Dwight Howard is an eight-time NBA All-Star and one-time NBA Champion. | Photo by Jevone Moore/Icon Sportswire via Getty Images

Dwight Howard has been a fascinating figure in basketball and the NBA since he was the first overall pick in the 2004 NBA Draft out of high school.

He was 18 at the time, legally an adult but still clearly finding his way in the world, a top NBA Draft pick with expectations beyond anything most people could comprehend.

Since then, he’s become a legendary NBA figure on the court, winning an NBA title with the Los Angeles Lakers, an Olympic gold for Team USA, and he’s an eight-time NBA All-Star.

He’s also made a lot of headlines for his extracurricular activities.

Most recently, Howard, a free agent, seemed to advocate for the Detroit Pistons signing him, as the team experiences an historic losing streak.

Yet 2023 will in part, for Howard, be remembered as the year he (finally, in some circles) acknowledged he has sex with men.

Rumors have circulated for years about Howard being gay or bi. This year, those innuendos garnered some very public standing, in the form of Howard’s acknowledgement that he does, in fact, have sex with men.

That has all come out in legal proceedings following the allegations by a man claiming he was sexually assaulted by Howard. Instead of denying the sex, Howard acknowledged it and said the sex between the two (and possibly three) was consented to.
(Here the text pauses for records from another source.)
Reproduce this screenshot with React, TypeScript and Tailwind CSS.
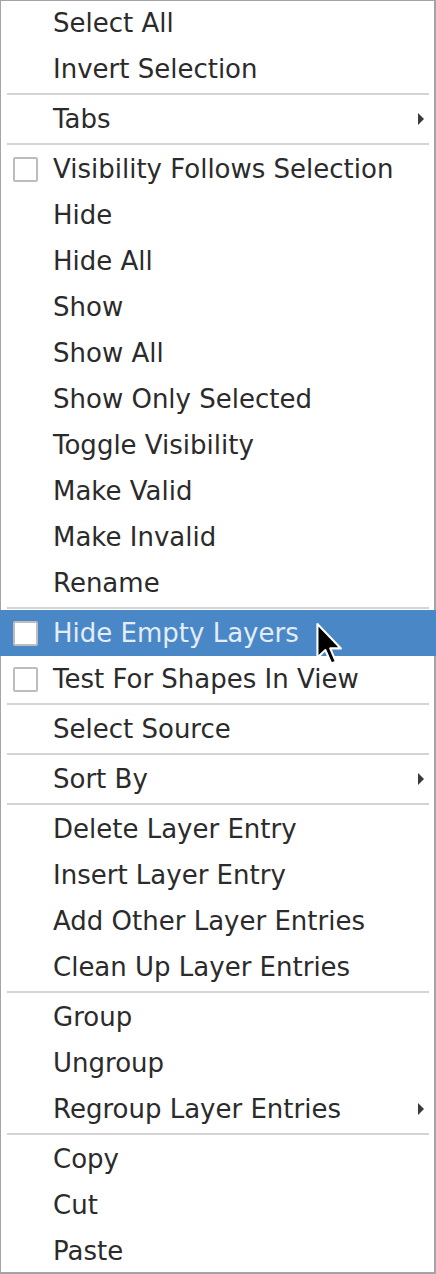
import React from "react";

type Item =
  | { kind: "sep" }
  | { kind: "item"; label: string; check?: boolean; sub?: boolean; active?: boolean };

const items: Item[] = [
  { kind: "item", label: "Select All" },
  { kind: "item", label: "Invert Selection" },
  { kind: "sep" },
  { kind: "item", label: "Tabs", sub: true },
  { kind: "sep" },
  { kind: "item", label: "Visibility Follows Selection", check: true },
  { kind: "item", label: "Hide" },
  { kind: "item", label: "Hide All" },
  { kind: "item", label: "Show" },
  { kind: "item", label: "Show All" },
  { kind: "item", label: "Show Only Selected" },
  { kind: "item", label: "Toggle Visibility" },
  { kind: "item", label: "Make Valid" },
  { kind: "item", label: "Make Invalid" },
  { kind: "item", label: "Rename" },
  { kind: "sep" },
  { kind: "item", label: "Hide Empty Layers", check: true, active: true },
  { kind: "item", label: "Test For Shapes In View", check: true },
  { kind: "sep" },
  { kind: "item", label: "Select Source" },
  { kind: "sep" },
  { kind: "item", label: "Sort By", sub: true },
  { kind: "sep" },
  { kind: "item", label: "Delete Layer Entry" },
  { kind: "item", label: "Insert Layer Entry" },
  { kind: "item", label: "Add Other Layer Entries" },
  { kind: "item", label: "Clean Up Layer Entries" },
  { kind: "sep" },
  { kind: "item", label: "Group" },
  { kind: "item", label: "Ungroup" },
  { kind: "item", label: "Regroup Layer Entries", sub: true },
  { kind: "sep" },
  { kind: "item", label: "Copy" },
  { kind: "item", label: "Cut" },
  { kind: "item", label: "Paste" },
];

function Cursor() {
  return (
    <svg
      className="absolute left-[315px] top-[12px] pointer-events-none"
      width="30"
      height="44"
      viewBox="-1 -1 14 21"
    >
      <path
        d="M0 0 L0 16 L3.8 12.4 L6.6 18.8 L8.8 17.9 L6.1 11.6 L11.2 11.6 Z"
        fill="#000"
        stroke="#fff"
        strokeWidth="1"
        strokeLinejoin="round"
      />
    </svg>
  );
}

export default function App() {
  return (
    <div
      className="relative w-[436px] h-[1274px] bg-white overflow-hidden shadow-[inset_1px_1px_0_#a4a4a4,inset_-2px_-2px_0_#a4a4a4]"
      style={{ fontFamily: '"DejaVu Sans", "Liberation Sans", sans-serif' }}
    >
      {items.map((it, i) =>
        it.kind === "sep" ? (
          <div key={i} className="h-[4px] flex items-center px-[7px]">
            <div className="h-[2px] w-full bg-[#d4d4d4]" />
          </div>
        ) : (
          <div
            key={i}
            className={
              it.active
                ? "relative h-[46px] flex items-center bg-[#4a87c6] text-[#e2edf8]"
                : "relative h-[46px] flex items-center text-[#2b2b2b]"
            }
          >
            <div className="w-[53px] shrink-0 flex items-center pl-[13px]">
              {it.check && (
                <div className="w-[25px] h-[25px] rounded-[2px] border-2 border-[#bdbdbd] bg-white" />
              )}
            </div>
            <span className="text-[26px] leading-none">{it.label}</span>
            {it.sub && (
              <svg
                className="absolute left-[418px] top-[17px]"
                width="7"
                height="12"
                viewBox="0 0 7 12"
              >
                <path d="M0 0 L6 6 L0 12 Z" fill="#3a3a3a" />
              </svg>
            )}
            {it.active && <Cursor />}
          </div>
        )
      )}
    </div>
  );
}
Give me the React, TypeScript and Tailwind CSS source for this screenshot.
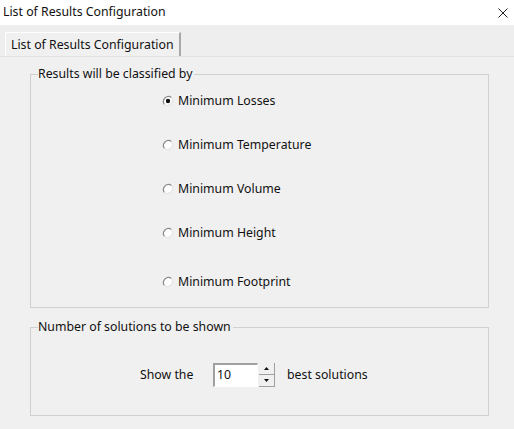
import React from 'react';

const font = { fontFamily: '"Segoe UI", "Noto Sans", "Open Sans", sans-serif' };

const Radio = ({ checked }: { checked?: boolean }) => (
  <svg width="12" height="12" viewBox="0 0 12 12" className="shrink-0">
    <circle cx="6" cy="6" r="5" fill="#ffffff" />
    <path d="M9.5 2.5 A5 5 0 0 0 2.5 9.5" fill="none" stroke="#8a8a8a" strokeWidth="1.2" />
    <path d="M2.5 9.5 A5 5 0 0 0 9.5 2.5" fill="none" stroke="#e4e4e4" strokeWidth="1.2" />
    {checked && <circle cx="6" cy="6" r="2.2" fill="#111111" />}
  </svg>
);

const options = [
  { label: 'Minimum Losses', checked: true },
  { label: 'Minimum Temperature' },
  { label: 'Minimum Volume' },
  { label: 'Minimum Height' },
  { label: 'Minimum Footprint' },
];

const GroupBox = ({ title, className, children }: { title: string; className: string; children: React.ReactNode }) => (
  <div className={`relative border border-[#d0d0d0] ${className}`}>
    <span className="absolute -top-[10px] left-[7px] bg-[#f0f0f0] pr-[2px] text-[12.3px] leading-[18px] text-[#111]">
      {title}
    </span>
    {children}
  </div>
);

export default function App() {
  return (
    <div className="w-[514px] h-[429px] bg-[#f0f0f0] flex flex-col overflow-hidden text-[#111]" style={font}>
      {/* title bar */}
      <div className="h-[25px] bg-white flex items-center justify-between pl-[3px] pr-[6px]">
        <span className="text-[12.3px] leading-none">List of Results Configuration</span>
        <svg width="10" height="10" viewBox="0 0 10 10">
          <path d="M0.5 0.5 L9.5 9.5 M9.5 0.5 L0.5 9.5" stroke="#222" strokeWidth="1" />
        </svg>
      </div>

      {/* tab strip */}
      <div className="h-[32px] bg-[#eeeeee] border-b border-[#e2e2e2] flex items-end pl-[5px]">
        <div className="h-[24px] flex items-center pl-[5px] pr-[5px] border-t border-l border-white border-r-2 border-r-[#a8a8a8] bg-[#f0f0f0]">
          <span className="text-[12.3px] leading-none pt-[1px]">List of Results Configuration</span>
        </div>
      </div>

      {/* panel */}
      <div className="flex-1 flex flex-col pl-[30px] pr-[25px] pt-[17px]">
        <GroupBox title="Results will be classified by" className="h-[234px]">
          <div className="flex flex-col pl-[131px] pt-[17px] gap-[26px]">
            {options.map((o, i) => (
              <div key={o.label} className={`flex items-center gap-[4px] h-[18px] ${i === 4 ? 'mt-[5px]' : ''}`}>
                <Radio checked={o.checked} />
                <span className="text-[12.3px] leading-[18px]">{o.label}</span>
              </div>
            ))}
          </div>
        </GroupBox>

        <GroupBox title="Number of solutions to be shown" className="h-[89px] mt-[19px]">
          <div className="flex items-center pt-[35px] pl-[109px]">
            <span className="text-[12.3px] leading-[18px] w-[73px]">Show the</span>
            <div className="w-[45px] h-[24px] bg-white border-t-2 border-l-2 border-t-[#a0a0a0] border-l-[#a0a0a0] border-b border-r border-b-white border-r-white flex items-center pl-[2px]">
              <span className="text-[12.3px] leading-none">10</span>
            </div>
            <div className="flex flex-col w-[16px] h-[24px] ml-[1px]">
              <div className="flex-1 flex items-center justify-center bg-[#f0f0f0] border-r border-b border-[#a0a0a0]">
                <svg width="5" height="3" viewBox="0 0 5 3"><path d="M2.5 0 L5 3 L0 3 Z" fill="#111" /></svg>
              </div>
              <div className="flex-1 flex items-center justify-center bg-[#f0f0f0] border-r border-b border-[#a0a0a0]">
                <svg width="5" height="3" viewBox="0 0 5 3"><path d="M0 0 L5 0 L2.5 3 Z" fill="#111" /></svg>
              </div>
            </div>
            <span className="text-[12.3px] leading-[18px] ml-[12px]">best solutions</span>
          </div>
        </GroupBox>
      </div>
    </div>
  );
}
This has been no small issue. This is one of the best NBA players over the last two decades acknowledging that he has sex with men.

So is Howard gay? Bi?

About 99% of sports fans would say Howard is “gay” or “bi.” Probably closer to 99.9%.

Outsports has bent over backward for years to not impose labels on other people.
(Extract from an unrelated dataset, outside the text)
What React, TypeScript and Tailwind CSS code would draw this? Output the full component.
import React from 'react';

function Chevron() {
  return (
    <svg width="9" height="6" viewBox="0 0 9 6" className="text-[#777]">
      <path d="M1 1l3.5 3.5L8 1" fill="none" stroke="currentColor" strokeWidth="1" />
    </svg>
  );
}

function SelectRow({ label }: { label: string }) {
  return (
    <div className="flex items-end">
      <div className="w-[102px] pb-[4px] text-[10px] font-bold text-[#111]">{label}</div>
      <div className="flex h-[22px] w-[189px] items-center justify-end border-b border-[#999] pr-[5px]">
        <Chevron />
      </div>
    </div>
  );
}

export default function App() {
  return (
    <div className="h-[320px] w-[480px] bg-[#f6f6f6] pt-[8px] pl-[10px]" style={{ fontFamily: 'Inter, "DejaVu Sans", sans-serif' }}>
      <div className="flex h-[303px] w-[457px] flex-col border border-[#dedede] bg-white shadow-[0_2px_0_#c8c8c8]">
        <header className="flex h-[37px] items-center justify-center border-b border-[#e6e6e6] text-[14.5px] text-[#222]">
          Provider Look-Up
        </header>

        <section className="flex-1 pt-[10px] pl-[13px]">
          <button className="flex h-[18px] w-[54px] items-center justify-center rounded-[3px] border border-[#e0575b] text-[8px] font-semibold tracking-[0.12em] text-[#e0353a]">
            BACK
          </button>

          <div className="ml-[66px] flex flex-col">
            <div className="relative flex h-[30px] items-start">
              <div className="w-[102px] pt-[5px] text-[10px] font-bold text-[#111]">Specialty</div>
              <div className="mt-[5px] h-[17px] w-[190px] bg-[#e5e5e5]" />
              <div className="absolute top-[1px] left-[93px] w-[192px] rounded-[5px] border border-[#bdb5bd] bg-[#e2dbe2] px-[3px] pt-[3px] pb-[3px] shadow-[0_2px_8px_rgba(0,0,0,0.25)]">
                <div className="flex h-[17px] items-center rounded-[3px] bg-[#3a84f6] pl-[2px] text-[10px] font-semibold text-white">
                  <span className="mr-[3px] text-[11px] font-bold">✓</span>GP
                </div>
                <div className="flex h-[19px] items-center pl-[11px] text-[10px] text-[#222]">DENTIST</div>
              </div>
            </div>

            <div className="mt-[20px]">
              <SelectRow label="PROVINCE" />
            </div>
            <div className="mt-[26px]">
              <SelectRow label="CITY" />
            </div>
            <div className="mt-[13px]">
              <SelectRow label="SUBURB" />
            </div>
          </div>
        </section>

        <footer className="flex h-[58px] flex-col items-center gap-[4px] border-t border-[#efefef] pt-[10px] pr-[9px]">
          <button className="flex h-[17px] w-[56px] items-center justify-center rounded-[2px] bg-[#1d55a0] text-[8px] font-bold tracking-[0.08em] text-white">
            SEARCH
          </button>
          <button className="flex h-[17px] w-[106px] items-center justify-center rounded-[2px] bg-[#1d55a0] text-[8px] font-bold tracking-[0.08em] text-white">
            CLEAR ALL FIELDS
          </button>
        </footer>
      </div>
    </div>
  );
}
At the same time, it’s virtually impossible for any rational human being to, given legal records, not see Howard as “gay,” “bi,” “queer,” “pansexual,” or at the very least “LGBTQ.”

Outsports co-founder Jim Buzinski sees it differently from me, sharing in a thoughtful op-ed that he doesn’t see Howard as an “out athlete.”

I truly get the sentiment. We embrace the term “out athlete” as celebratory, not accusatory as in these legal proceedings. Howard’s revelations aren’t because he made some powerful personal commitment to the LGBTQ community, but rather because he’s being accused of sexual assault.

It’s not pretty, no matter how you look at it.

Regardless of how anyone “labels” Howard… he is an NBA superstar and he has unequivocally acknowledged he has sex with men.

It’s been met with mostly a ho-hum response from the media and many fans. That speaks volumes about where the American sports are today.

One of the best players in his sport over the last 20 years can seemingly talk about having a three-way with two other guys and, other than Stephen A. Smith’s ridiculous “uncomfortable” response, it gets a pass.

That seems to be progress, even if many people would love to see Howard publicly embrace this part of himself even more.